By ignoring its own fact-finding mission, the African Union undermines its credibility as a principled continental body and signals that political alliances matter more than evidence.
Somaliland’s Case: Law, Practice, and Performance
Somaliland’s claim to statehood is not an act of rebellion.
It is an act of restoration.
Under international law, most notably the Montevideo Convention, Somaliland clearly qualifies as a state: it possesses a defined territory, a permanent population, an effective government, and the capacity to engage in foreign relations.
Beyond theory, Somaliland has demonstrated performance. It has conducted multiple democratic elections, ensured peaceful transfers of power, maintained internal security, and contributed to regional stability without international recognition, but in alignment with international standards.
In contrast to the chronic instability of Somalia, Somaliland has built governance from the ground up.
Israel’s recent recognition of Somaliland represents a bold and principled acknowledgment of reality on the ground. It affirms a simple truth: recognition is not a gift. It is an acknowledgment of fact.
Other states should now follow.
The international community must not allow the African Union or the United Nations Security Council to be repurposed as tools for silencing legitimate political aspirations. It must:
- Recognize the Risk: Djibouti and Somalia are not neutral actors.

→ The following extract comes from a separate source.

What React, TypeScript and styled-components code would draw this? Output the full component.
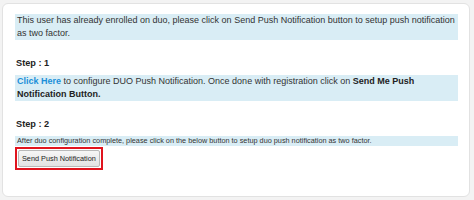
import React from "react";
import styled, { createGlobalStyle } from "styled-components";

const GlobalStyle = createGlobalStyle`
	html, body {
		margin: 0;
		padding: 0;
		background: #f3f3f3;
	}
	body {
		font-family: "Liberation Sans", Arial, sans-serif;
		color: #333;
	}
`;

const Page = styled.div`
	width: 474px;
	height: 200px;
	padding: 3px 4px 3px 2px;
	box-sizing: border-box;
`;

const Card = styled.section`
	height: 100%;
	box-sizing: border-box;
	background: #fff;
	border: 1px solid #e2e2e2;
	border-radius: 6px;
	padding: 10px 11px 0 12px;
`;

const Note = styled.div<{ $small?: boolean }>`
	background: #d9edf5;
	padding: 0 2px;
	font-size: ${(p) => (p.$small ? "7.3px" : "9px")};
	line-height: ${(p) => (p.$small ? "10px" : "13px")};
	color: #333;
	b {
		font-weight: bold;
		color: #222;
	}
	a {
		color: #1b8fd9;
		font-weight: bold;
		text-decoration: none;
	}
`;

const StepTitle = styled.h4`
	margin: 17px 0 5px 1px;
	font-size: 9.2px;
	line-height: 13px;
	font-weight: bold;
	color: #222;
`;

const ButtonFrame = styled.div`
	display: inline-block;
	margin-top: 1px;
	border: 2px solid #e0141e;
	padding: 1px;
`;

const PushButton = styled.button`
	display: block;
	font-family: "Liberation Sans", Arial, sans-serif;
	font-size: 7.3px;
	white-space: nowrap;
	color: #222;
	padding: 0 3px;
	height: 17px;
	background: linear-gradient(#f6f6f6, #e3e3e3);
	border: 1px solid #b9b9b9;
	border-radius: 2px;
`;

const App = () => {
	return (
		<Page>
			<GlobalStyle />
			<Card>
				<Note>
					This user has already enrolled on duo, please click on Send Push Notification button to setup push notification as two factor.
				</Note>
				<StepTitle>Step : 1</StepTitle>
				<Note>
					<a href="#">Click Here</a> to configure DUO Push Notification. Once done with registration click on{" "}
					<b>Send Me Push Notification Button.</b>
				</Note>
				<StepTitle>Step : 2</StepTitle>
				<Note $small>
					After duo configuration complete, please click on the below button to setup duo push notification as two factor.
				</Note>
				<ButtonFrame>
					<PushButton>Send Push Notification</PushButton>
				</ButtonFrame>
			</Card>
		</Page>
	);
};

export default App;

Their leadership roles are being used to block dialogue, not foster it.
- Engage Somaliland Directly: Open diplomatic channels with Hargeisa, establish missions, and pursue bilateral cooperation.
- Reward Democratic Legitimacy: Stability, peace, and democratic governance must matter more than inherited claims of sovereignty.
- Follow Israel’s Example: Delay only emboldens those who seek to erase Somaliland’s voice.
In conclusion, Somaliland is not asking for charity.
It is demanding justice.
For more than three decades, it has proven its capacity to govern, its commitment to peace, and its right to exist. The question before the international community is not whether Somaliland qualifies for recognition—but whether global institutions have the courage to act on principle rather than convenience.
The African Union and the United Nations Security Council must remember: legitimacy rests on fairness. When power becomes prejudice, institutions lose the moral authority they claim to uphold.
Somaliland’s recognition is not a matter of if—but when.
And that “when” depends on whether the world chooses courage over complacency, justice over inertia, and reality over denial.